Review the listing and copy each line that holds the word "components".

━━━━━ Dataset content

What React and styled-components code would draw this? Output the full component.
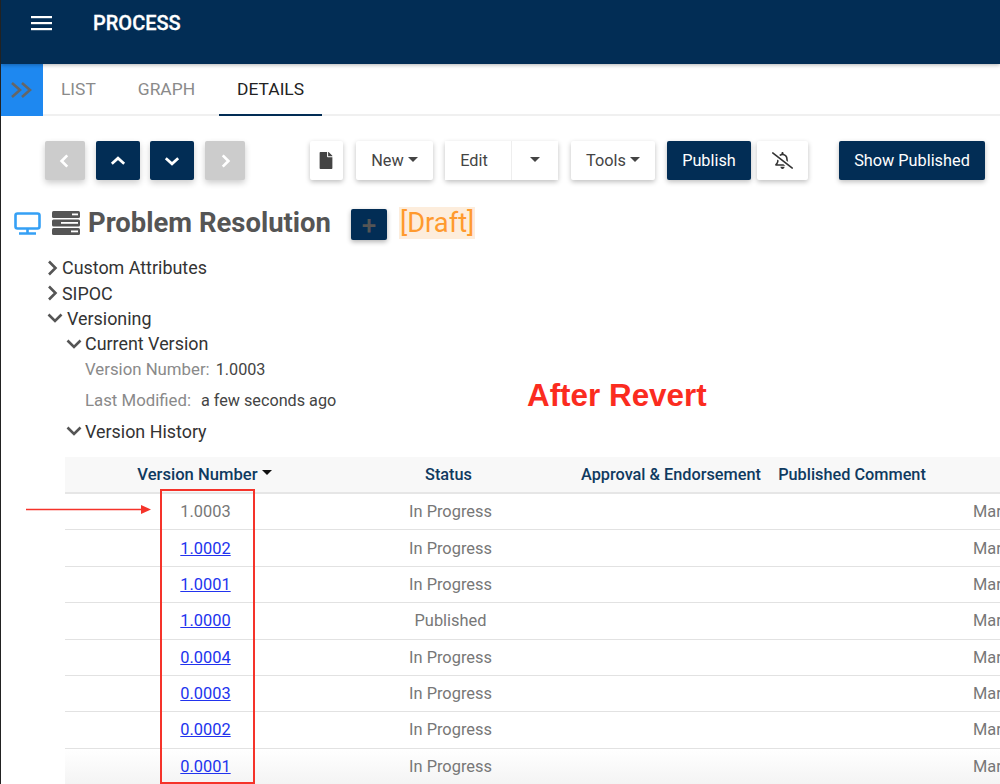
import React from "react";
import styled, { createGlobalStyle } from "styled-components";
import { FaRegBellSlash } from "react-icons/fa";

const Global = createGlobalStyle`
  html, body { margin: 0; padding: 0; background: #fff; }
  body { font-family: Roboto, "Liberation Sans", sans-serif; }
  * { box-sizing: border-box; }
`;
const navy = "#022d55";

const Page = styled.div`
  position: relative;
  width: 1000px;
  height: 784px;
  overflow: hidden;
  border-left: 1px solid #222;
  background: #fff;
`;
const Header = styled.header`
  height: 64px;
  background: ${navy};
  display: flex;
  align-items: flex-start;
  padding: 13px 0 0 28px;
  gap: 40px;
  color: #fff;
  box-shadow: 0 1px 4px rgba(0,0,0,.3);
  position: relative;
`;
const Title = styled.div`
  font-size: 20px;
  font-weight: 500;
  line-height: 20px;
  -webkit-text-stroke: 0.3px #fff;
`;
const TabBar = styled.nav`
  height: 52px;
  display: flex;
  border-bottom: 2px solid #f0f0f0;
`;
const Toggle = styled.div`
  width: 42px;
  height: 52px;
  background: #1e88f0;
  display: flex;
  align-items: center;
  justify-content: center;
`;
const Tab = styled.div`
  height: 52px;
  padding: 0 ${p => p.$pad}px;
  display: flex;
  align-items: center;
  font-size: 17.4px;
  color: ${p => (p.$active ? "#222" : "#8a8a8a")};
  border-bottom: 2px solid ${p => (p.$active ? navy : "transparent")};
`;
const Toolbar = styled.div`
  display: flex;
  align-items: flex-start;
  padding: 25px 0 0 44px;
  height: 85px;
`;
const Group = styled.div`
  display: flex;
  gap: ${p => p.$gap}px;
`;
const NavBtn = styled.div`
  width: ${p => p.$w}px;
  height: 39px;
  border-radius: 2px;
  background: ${p => (p.$off ? "#cccccc" : navy)};
  color: #fff;
  display: flex;
  align-items: center;
  justify-content: center;
  box-shadow: 0 3px 6px rgba(0,0,0,.2);
`;
const Btn = styled.div`
  height: 39px;
  width: ${p => p.$w}px;
  border-radius: 2px;
  background: ${p => (p.$dark ? navy : "#fff")};
  color: ${p => (p.$dark ? "#fff" : "#444")};
  font-size: 16.3px;
  display: flex;
  align-items: center;
  justify-content: center;
  gap: 4px;
  box-shadow: 0 2px 5px rgba(0,0,0,.25);
  margin-left: ${p => p.$ml || 0}px;
`;
const Split = styled.div`
  height: 39px;
  width: ${p => p.$w}px;
  padding-right: ${p => p.$pr || 0}px;
  display: flex;
  align-items: center;
  justify-content: center;
  color: #444;
  font-size: 16.3px;
  background: #fff;
  border-left: ${p => (p.$sep ? "1px solid #eee" : "none")};
`;
const SplitWrap = styled.div`
  display: flex;
  margin-left: 12px;
  border-radius: 2px;
  box-shadow: 0 2px 5px rgba(0,0,0,.25);
`;
const Caret = styled.span`
  display: inline-block;
  width: 0;
  height: 0;
  border-left: 5px solid transparent;
  border-right: 5px solid transparent;
  border-top: 5px solid ${p => p.$c || "#444"};
  margin-top: -2px;
  vertical-align: ${p => p.$va || 0}px;
`;
const Heading = styled.div`
  display: flex;
  align-items: center;
  height: 44px;
  padding-left: 13px;
`;
const H1 = styled.h1`
  margin: 0 20px 0 8px;
  font-size: 27.45px;
  font-weight: 700;
  color: #555;
  line-height: 32px;
`;
const AddBtn = styled.div`
  width: 36px;
  height: 31px;
  margin-top: 3px;
  background: ${navy};
  border-radius: 2px;
  color: #555;
  font-size: 26px;
  font-weight: 500;
  display: flex;
  align-items: center;
  justify-content: center;
  box-shadow: 0 2px 5px rgba(0,0,0,.3);
`;
const Draft = styled.span`
  margin-left: 12px;
  background: #fdeddc;
  color: #ff9a2e;
  font-size: 27.3px;
  line-height: 32px;
  padding: 0 1px;
`;
const Tree = styled.div`
  padding: 10px 0 0 46px;
`;
const Node = styled.div`
  display: flex;
  align-items: center;
  height: 25.4px;
  padding-left: ${p => p.$indent || 0}px;
  gap: ${p => p.$gap}px;
  font-size: 17.9px;
  color: #333;
  svg { color: #555; margin-right: -1px; }
`;
const Meta = styled.div`
  height: ${p => p.$h}px;
  padding-left: 38px;
  font-size: 16.8px;
  color: #8a8a8a;
  display: flex;
  align-items: center;
`;
const MetaValue = styled.span`
  color: #444;
  font-size: 16.2px;
  margin-left: ${p => p.$ml}px;
`;
const Table = styled.div`
  margin: 13px 0 0 64px;
  width: 936px;
`;
const Columns = "265px 241px 198px 166px 1fr";
const HeadRow = styled.div`
  display: grid;
  grid-template-columns: ${Columns};
  height: 37px;
  background: #f8f8f8;
  border-bottom: 2px solid #e6e6e6;
  align-items: center;
`;
const HeadCell = styled.div`
  text-align: center;
  font-size: ${p => p.$size || 16.3}px;
  font-weight: 500;
  color: #0f3a60;
  padding-left: ${p => p.$pl || 0}px;
  padding-right: ${p => p.$pr || 0}px;
  white-space: nowrap;
`;
const Row = styled.div`
  display: grid;
  grid-template-columns: ${Columns};
  height: 36.4px;
  border-bottom: 1px solid #e2e2e2;
  align-items: center;
  font-size: 16.4px;
  color: #777;
  background: ${p => (p.$last ? "linear-gradient(#fff, #f4f4f4)" : "transparent")};
`;
const Cell = styled.div`
  text-align: center;
  padding-left: ${p => p.$pl || 0}px;
  white-space: nowrap;
  overflow: hidden;
`;
const DateCell = styled.div`
  padding-left: 38px;
  white-space: nowrap;
`;
const VersionLink = styled.a`
  color: #2233ee;
  text-decoration: underline;
`;
const RedBox = styled.div`
  position: absolute;
  left: 159px;
  top: 489px;
  width: 95px;
  height: 295px;
  border: 2px solid #f5332a;
`;
const Note = styled.div`
  position: absolute;
  left: 526px;
  top: 379px;
  font-family: "Liberation Sans", Arial, sans-serif;
  font-weight: 700;
  font-size: 31.4px;
  line-height: 34px;
  color: #fb2c1f;
`;
const ArrowMark = styled.svg`
  position: absolute;
  left: 24px;
  top: 503px;
`;

const Chev = ({ d, size = 18, w = 2.4 }) => {
  const paths = {
    left: "M10 3 5 8l5 5",
    right: "M6 3l5 5-5 5",
    up: "M2.500 10.500 8 5.500l5.500 5",
    down: "M2.500 5.500 8 10.500l5.500-5",
    treeRight: "M2 1.500 8.500 8 2 14.500",
    treeDown: "M1.500 4.500 8 11l6.500-6.500",
  };
  return (
    <svg width={size} height={size} viewBox="0 0 16 16" fill="none" stroke="currentColor" strokeWidth={w}>
      <path d={paths[d]} />
    </svg>
  );
};

const rows = [
  ["1.0003", "In Progress", false],
  ["1.0002", "In Progress", true],
  ["1.0001", "In Progress", true],
  ["1.0000", "Published", true],
  ["0.0004", "In Progress", true],
  ["0.0003", "In Progress", true],
  ["0.0002", "In Progress", true],
  ["0.0001", "In Progress", true],
];

export default function App() {
  return (
    <Page>
      <Global />
      <Header>
        <svg width="24" height="20" viewBox="0 0 24 20" fill="#fff">
          <rect x="2" y="3" width="21" height="2.2" />
          <rect x="2" y="9" width="21" height="2.2" />
          <rect x="2" y="15" width="21" height="2.2" />
        </svg>
        <Title>PROCESS</Title>
      </Header>
      <TabBar>
        <Toggle>
          <svg width="24" height="18" viewBox="0 0 24 18" fill="none" stroke="#666" strokeWidth="2.6">
            <path d="M2 2l8 7-8 7M12 2l8 7-8 7" />
          </svg>
        </Toggle>
        <Tab $pad={18}>LIST</Tab>
        <Tab $pad={24}>GRAPH</Tab>
        <Tab $pad={18} $active>DETAILS</Tab>
      </TabBar>
      <Toolbar>
        <Group $gap={10.67}>
          <NavBtn $w={40} $off><Chev d="left" /></NavBtn>
          <NavBtn $w={44}><Chev d="up" /></NavBtn>
          <NavBtn $w={44}><Chev d="down" /></NavBtn>
          <NavBtn $w={40} $off><Chev d="right" /></NavBtn>
        </Group>
        <Btn $w={33} $ml={65}>
          <svg width="14" height="17" viewBox="0 0 384 512" fill="#444">
            <path d="M224 136V0H24C10.7 0 0 10.7 0 24v464c0 13.3 10.7 24 24 24h336c13.300 0 24-10.700 24-24V160H248c-13.200 0-24-10.800-24-24zm160-14.100v6.100H256V0h6.100c6.400 0 12.500 2.500 17 7l97.900 98c4.500 4.500 7 10.600 7 16.900z" />
          </svg>
        </Btn>
        <Btn $w={77} $ml={13}>New <Caret /></Btn>
        <SplitWrap>
          <Split $w={66} $pr={8}>Edit</Split>
          <Split $w={47} $sep><Caret /></Split>
        </SplitWrap>
        <Btn $w={84} $ml={13}>Tools <Caret /></Btn>
        <Btn $w={84} $ml={12} $dark>Publish</Btn>
        <Btn $w={51} $ml={6}>
          <FaRegBellSlash size={21} color="#333" />
        </Btn>
        <Btn $w={146} $ml={31} $dark>Show Published</Btn>
      </Toolbar>
      <Heading>
        <svg width="28" height="24" viewBox="0 0 28 24" fill="none" stroke="#35a0f5" strokeWidth="2.6">
          <rect x="1.500" y="2.500" width="24" height="15" rx="2" />
          <path d="M13.500 17.500v4M5 22.500h17" />
        </svg>
        <svg width="28" height="24" viewBox="0 0 28 24" style={{ marginLeft: 10 }}>
          <g fill="#555">
            <rect x="0" y="0" width="28" height="7" rx="1.500" />
            <rect x="0" y="8.500" width="28" height="7" rx="1.500" />
            <rect x="0" y="17" width="28" height="7" rx="1.500" />
          </g>
          <g fill="#fff">
            <rect x="20" y="2.500" width="6" height="1.800" />
            <rect x="9" y="11" width="17" height="1.800" />
            <rect x="19" y="19.500" width="7" height="1.800" />
          </g>
        </svg>
        <H1>Problem Resolution</H1>
        <AddBtn>+</AddBtn>
        <Draft>[Draft]</Draft>
      </Heading>
      <Tree>
        <Node $gap={0}><Chev d="treeRight" size={16} w={2.6} /> Custom Attributes</Node>
        <Node $gap={0}><Chev d="treeRight" size={16} w={2.6} /> SIPOC</Node>
        <Node $gap={5}><Chev d="treeDown" size={16} w={2.6} /> Versioning</Node>
        <Node $indent={19} $gap={4}><Chev d="treeDown" size={16} w={2.6} /> Current Version</Node>
        <Meta $h={25}>Version Number:<MetaValue $ml={6}>1.0003</MetaValue></Meta>
        <Meta $h={37}>Last Modified:<MetaValue $ml={10}>a few seconds ago</MetaValue></Meta>
        <Node $indent={19} $gap={4}><Chev d="treeDown" size={16} w={2.6} /> Version History</Node>
      </Tree>
      <Table>
        <HeadRow>
          <HeadCell $pl={14} $size={16.6}>Version Number <Caret $c="#111" $va={5} /></HeadCell>
          <HeadCell $pr={4}>Status</HeadCell>
          <HeadCell $pl={2}>Approval &amp; Endorsement</HeadCell>
          <HeadCell>Published Comment</HeadCell>
          <span />
        </HeadRow>
        {rows.map(([v, s, link], i) => (
          <Row key={v} $last={i === rows.length - 1}>
            <Cell $pl={16}>{link ? <VersionLink>{v}</VersionLink> : v}</Cell>
            <Cell>{s}</Cell>
            <span />
            <span />
            <DateCell>Mar</DateCell>
          </Row>
        ))}
      </Table>
      <Note>After Revert</Note>
      <ArrowMark width="130" height="14" viewBox="0 0 130 14">
        <path d="M1 6.500h116" stroke="#f5332a" strokeWidth="1.400" />
        <path d="M116 2l10 4.500-10 4.500z" fill="#f5332a" />
      </ArrowMark>
      <RedBox />
    </Page>
  );
}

━━━━━━━━━━

▶ [Answer for this exercise]
What React and styled-components code would draw this? Output the full component.
import styled, { createGlobalStyle } from "styled-components";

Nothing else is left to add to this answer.